- From: Paul Deuter <Paul.Deuter@plumtree.com>
- Date: Mon, 1 Oct 2001 13:48:30 -0700
- To: "Timothy Greenwood" <tgreenwood@openmarket.com>, "souravm" <souravm@infy.com>, <www-international@w3.org>
In this case what goes over the wire is ASCII but the ASCII represents the "HTML encoded" character in UCS-2. The wonderful thing about HTML-encoded characters is that the encoding is unique and therefore web servers always know how to unencode each character. -Paul Paul Deuter Internationalization Manager Plumtree Software paul.deuter@plumtree.com -----Original Message----- From: Timothy Greenwood [mailto:tgreenwood@openmarket.com] Sent: Monday, October 01, 2001 1:41 PM To: Paul Deuter; Timothy Greenwood; souravm; www-international@w3.org Subject: RE: ISO-8859-1 > Numeric character references? What are those? From the HTML specification 5.3.1 Numeric character references Numeric character references specify the code position of a character in the document character set.
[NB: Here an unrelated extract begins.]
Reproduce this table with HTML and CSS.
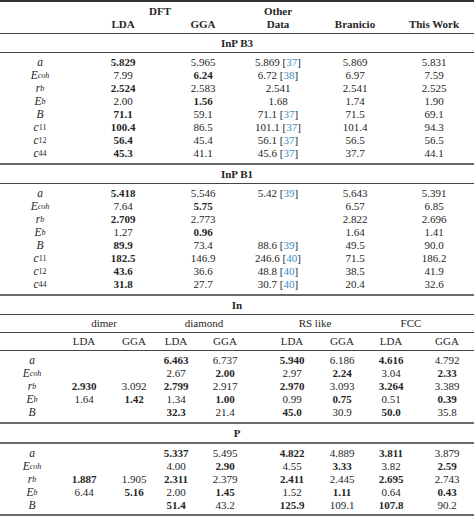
FILE: index.html
```html
<!DOCTYPE html>
<html>
<head>
<meta charset="utf-8">
<link rel="stylesheet" href="styles.css">
</head>
<body>
<div class="tbl">
  <div class="g6 head">
    <div class="c"></div>
    <div class="c span2">DFT</div>
    <div class="c">Other</div>
    <div class="c"></div>
    <div class="c"></div>
    <div class="c"></div>
    <div class="c">LDA</div>
    <div class="c">GGA</div>
    <div class="c">Data</div>
    <div class="c">Branicio</div>
    <div class="c">This Work</div>
  </div>

  <div class="title thin">InP B3</div>
  <div class="g6 data thick">
    <div class="c lab"><i>a</i></div><div class="c b">5.829</div><div class="c">5.965</div><div class="c">5.869&nbsp;[<span class="ref">37</span>]</div><div class="c">5.869</div><div class="c">5.831</div>
    <div class="c lab"><i>E</i><sub><i>coh</i></sub></div><div class="c">7.99</div><div class="c b">6.24</div><div class="c">6.72&nbsp;[<span class="ref">38</span>]</div><div class="c">6.97</div><div class="c">7.59</div>
    <div class="c lab"><i>r</i><sub><i>b</i></sub></div><div class="c b">2.524</div><div class="c">2.583</div><div class="c">2.541</div><div class="c">2.541</div><div class="c">2.525</div>
    <div class="c lab"><i>E</i><sub><i>b</i></sub></div><div class="c">2.00</div><div class="c b">1.56</div><div class="c">1.68</div><div class="c">1.74</div><div class="c">1.90</div>
    <div class="c lab"><i>B</i></div><div class="c b">71.1</div><div class="c">59.1</div><div class="c">71.1&nbsp;[<span class="ref">37</span>]</div><div class="c">71.5</div><div class="c">69.1</div>
    <div class="c lab"><i>c</i><sub>11</sub></div><div class="c b">100.4</div><div class="c">86.5</div><div class="c">101.1&nbsp;[<span class="ref">37</span>]</div><div class="c">101.4</div><div class="c">94.3</div>
    <div class="c lab"><i>c</i><sub>12</sub></div><div class="c b">56.4</div><div class="c">45.4</div><div class="c">56.1&nbsp;[<span class="ref">37</span>]</div><div class="c">56.5</div><div class="c">56.5</div>
    <div class="c lab"><i>c</i><sub>44</sub></div><div class="c b">45.3</div><div class="c">41.1</div><div class="c">45.6&nbsp;[<span class="ref">37</span>]</div><div class="c">37.7</div><div class="c">44.1</div>
  </div>

  <div class="title thin">InP B1</div>
  <div class="g6 data thick">
    <div class="c lab"><i>a</i></div><div class="c b">5.418</div><div class="c">5.546</div><div class="c">5.42&nbsp;[<span class="ref">39</span>]</div><div class="c">5.643</div><div class="c">5.391</div>
    <div class="c lab"><i>E</i><sub><i>coh</i></sub></div><div class="c">7.64</div><div class="c b">5.75</div><div class="c"></div><div class="c">6.57</div><div class="c">6.85</div>
    <div class="c lab"><i>r</i><sub><i>b</i></sub></div><div class="c b">2.709</div><div class="c">2.773</div><div class="c"></div><div class="c">2.822</div><div class="c">2.696</div>
    <div class="c lab"><i>E</i><sub><i>b</i></sub></div><div class="c">1.27</div><div class="c b">0.96</div><div class="c"></div><div class="c">1.64</div><div class="c">1.41</div>
    <div class="c lab"><i>B</i></div><div class="c b">89.9</div><div class="c">73.4</div><div class="c">88.6&nbsp;[<span class="ref">39</span>]</div><div class="c">49.5</div><div class="c">90.0</div>
    <div class="c lab"><i>c</i><sub>11</sub></div><div class="c b">182.5</div><div class="c">146.9</div><div class="c">246.6&nbsp;[<span class="ref">40</span>]</div><div class="c">71.5</div><div class="c">186.2</div>
    <div class="c lab"><i>c</i><sub>12</sub></div><div class="c b">43.6</div><div class="c">36.6</div><div class="c">48.8&nbsp;[<span class="ref">40</span>]</div><div class="c">38.5</div><div class="c">41.9</div>
    <div class="c lab"><i>c</i><sub>44</sub></div><div class="c b">31.8</div><div class="c">27.7</div><div class="c">30.7&nbsp;[<span class="ref">40</span>]</div><div class="c">20.4</div><div class="c">32.6</div>
  </div>

  <div class="title thin">In</div>
  <div class="g5 groups thin">
    <div class="c"></div>
    <div class="c">dimer</div>
    <div class="c">diamond</div>
    <div class="c">RS like</div>
    <div class="c">FCC</div>
  </div>
  <div class="g9 groups thin">
    <div class="c"></div>
    <div class="c">LDA</div><div class="c">GGA</div>
    <div class="c">LDA</div><div class="c">GGA</div>
    <div class="c">LDA</div><div class="c">GGA</div>
    <div class="c">LDA</div><div class="c">GGA</div>
  </div>
  <div class="g9 data thick">
    <div class="c lab"><i>a</i></div><div class="c"></div><div class="c"></div><div class="c b">6.463</div><div class="c">6.737</div><div class="c b">5.940</div><div class="c">6.186</div><div class="c b">4.616</div><div class="c">4.792</div>
    <div class="c lab"><i>E</i><sub><i>coh</i></sub></div><div class="c"></div><div class="c"></div><div class="c">2.67</div><div class="c b">2.00</div><div class="c">2.97</div><div class="c b">2.24</div><div class="c">3.04</div><div class="c b">2.33</div>
    <div class="c lab"><i>r</i><sub><i>b</i></sub></div><div class="c b">2.930</div><div class="c">3.092</div><div class="c b">2.799</div><div class="c">2.917</div><div class="c b">2.970</div><div class="c">3.093</div><div class="c b">3.264</div><div class="c">3.389</div>
    <div class="c lab"><i>E</i><sub><i>b</i></sub></div><div class="c">1.64</div><div class="c b">1.42</div><div class="c">1.34</div><div class="c b">1.00</div><div class="c">0.99</div><div class="c b">0.75</div><div class="c">0.51</div><div class="c b">0.39</div>
    <div class="c lab"><i>B</i></div><div class="c"></div><div class="c"></div><div class="c b">32.3</div><div class="c">21.4</div><div class="c b">45.0</div><div class="c">30.9</div><div class="c b">50.0</div><div class="c">35.8</div>
  </div>

  <div class="title thick">P</div>
  <div class="g9 data thick last">
    <div class="c lab"><i>a</i></div><div class="c"></div><div class="c"></div><div class="c b">5.337</div><div class="c">5.495</div><div class="c b">4.822</div><div class="c">4.889</div><div class="c b">3.811</div><div class="c">3.879</div>
    <div class="c lab"><i>E</i><sub><i>coh</i></sub></div><div class="c"></div><div class="c"></div><div class="c">4.00</div><div class="c b">2.90</div><div class="c">4.55</div><div class="c b">3.33</div><div class="c">3.82</div><div class="c b">2.59</div>
    <div class="c lab"><i>r</i><sub><i>b</i></sub></div><div class="c b">1.887</div><div class="c">1.905</div><div class="c b">2.311</div><div class="c">2.379</div><div class="c b">2.411</div><div class="c">2.445</div><div class="c b">2.695</div><div class="c">2.743</div>
    <div class="c lab"><i>E</i><sub><i>b</i></sub></div><div class="c">6.44</div><div class="c b">5.16</div><div class="c">2.00</div><div class="c b">1.45</div><div class="c">1.52</div><div class="c b">1.11</div><div class="c">0.64</div><div class="c b">0.43</div>
    <div class="c lab"><i>B</i></div><div class="c"></div><div class="c"></div><div class="c b">51.4</div><div class="c">43.2</div><div class="c b">125.9</div><div class="c">109.1</div><div class="c b">107.8</div><div class="c">90.2</div>
  </div>
</div>
</body>
</html>
```

FILE: styles.css
```css
html, body {
  margin: 0;
  padding: 0;
  background: #ffffff;
}
body {
  width: 474px;
  font-family: "Liberation Serif", "Times New Roman", serif;
  font-size: 11px;
  color: #262626;
}
.tbl {
  border-top: 2px solid #333333;
}
.g6 {
  display: grid;
  grid-template-columns: 80px 86px 74px 76px 78px 80px;
  grid-auto-rows: 13px;
}
.g9 {
  display: grid;
  grid-template-columns: 64px 40px 60px 24px 74px 60px 40px 58px 54px;
}
.g5 {
  display: grid;
  grid-template-columns: 64px 80px 120px 102px 90px;
}
.c {
  display: flex;
  justify-content: center;
  align-items: center;
  white-space: nowrap;
  line-height: 13px;
  height: 13px;
}
.span2 { grid-column: span 2; }
.head {
  font-weight: bold;
  padding: 3px 0 2px;
  border-bottom: 1px solid #444444;
}
.title {
  height: 18px;
  line-height: 18px;
  text-align: center;
  font-weight: bold;
}
.thin { border-bottom: 1px solid #444444; }
.thick { border-bottom: 2px solid #6a6a6a; }
.data {
  padding: 3px 0 3px;
  grid-auto-rows: 13px;
}
.data.last { padding-bottom: 2px; }
.groups {
  height: 17px;
  align-items: center;
}
.groups .c { height: 17px; line-height: 17px; }
.b { font-weight: bold; }
.lab { font-size: 11.5px; }
.lab sub {
  font-size: 8px;
  vertical-align: -3px;
  line-height: 0;
}
.ref { color: #3a8cc4; }
```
Numeric character references may take two forms: * The syntax "&#D;", where D is a decimal number, refers to the ISO 10646 decimal character number D. * The syntax "&#xH;" or "&#XH;", where H is a hexadecimal number, refers to the ISO 10646 hexadecimal character number H. Hexadecimal numbers in numeric character references are case-insensitive.